Ce format possède une certaine pesanteur. Il faut louer un stand pendant plusieurs jours. Les professionnels n'assistent qu'à une ou deux journées dédiées et ensuite, impossible pour le constructeur de remodeler sa présentation en fonction de son actualité.
Le CES et le SEMA Show (qui ont tous deux lieux à Las Vegas) sont deux évènements phares, brefs, suivis par une audience jeune. Or, ces deux salons sont réservés aux professionnels. Le public n'a même pas besoin de s'y rendre pour s'y intéresser. On note également que ce sont des salons spécialisés.
Il faut également souligner que des constructeurs comme Tesla privilégient les keynote façon Apple. Le constructeur évite les salons ou alors, il vient avec des robocop... Tout cela ne l'empêche pas de conquérir des parts de marché.

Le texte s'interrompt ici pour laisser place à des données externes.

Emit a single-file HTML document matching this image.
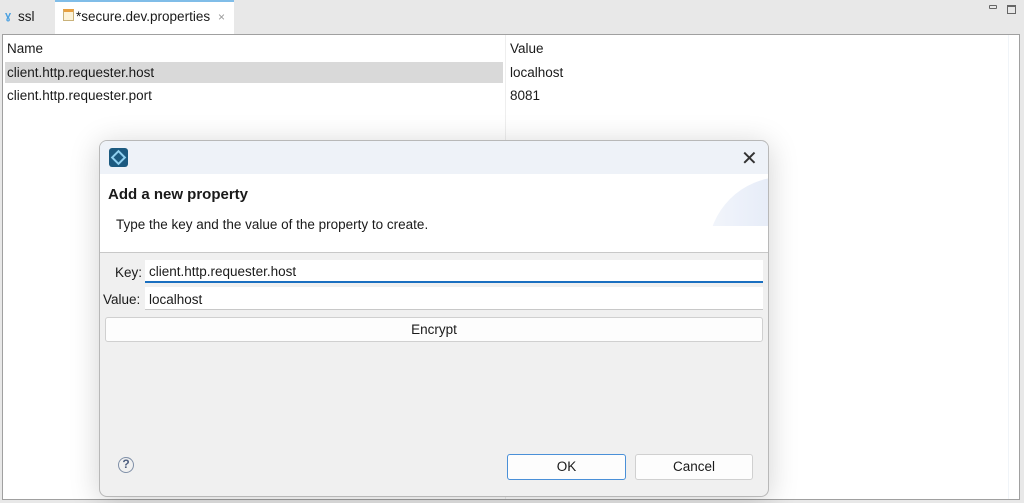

En plus d'être hyper-attentistes, les constructeurs sont devenus hyper-précautionneux. Les salons sont autant d'opportunités pour des assoc' groupusculaires de faire de l'agit'prop. D'envahir un stand, qui au nom d'un supposé sexisme, qui au nom de l'écologie, sans oublier les végans... Des images jugées à chaque fois désastreuses par les marques concernées.
L'avenir, cela pourrait donc être des apparitions dans des salons de niche et des conférences virtuelles. Des évènements pop-up, où il faut montrer patte blanche. Et les salons de l'auto appartiendront au passé.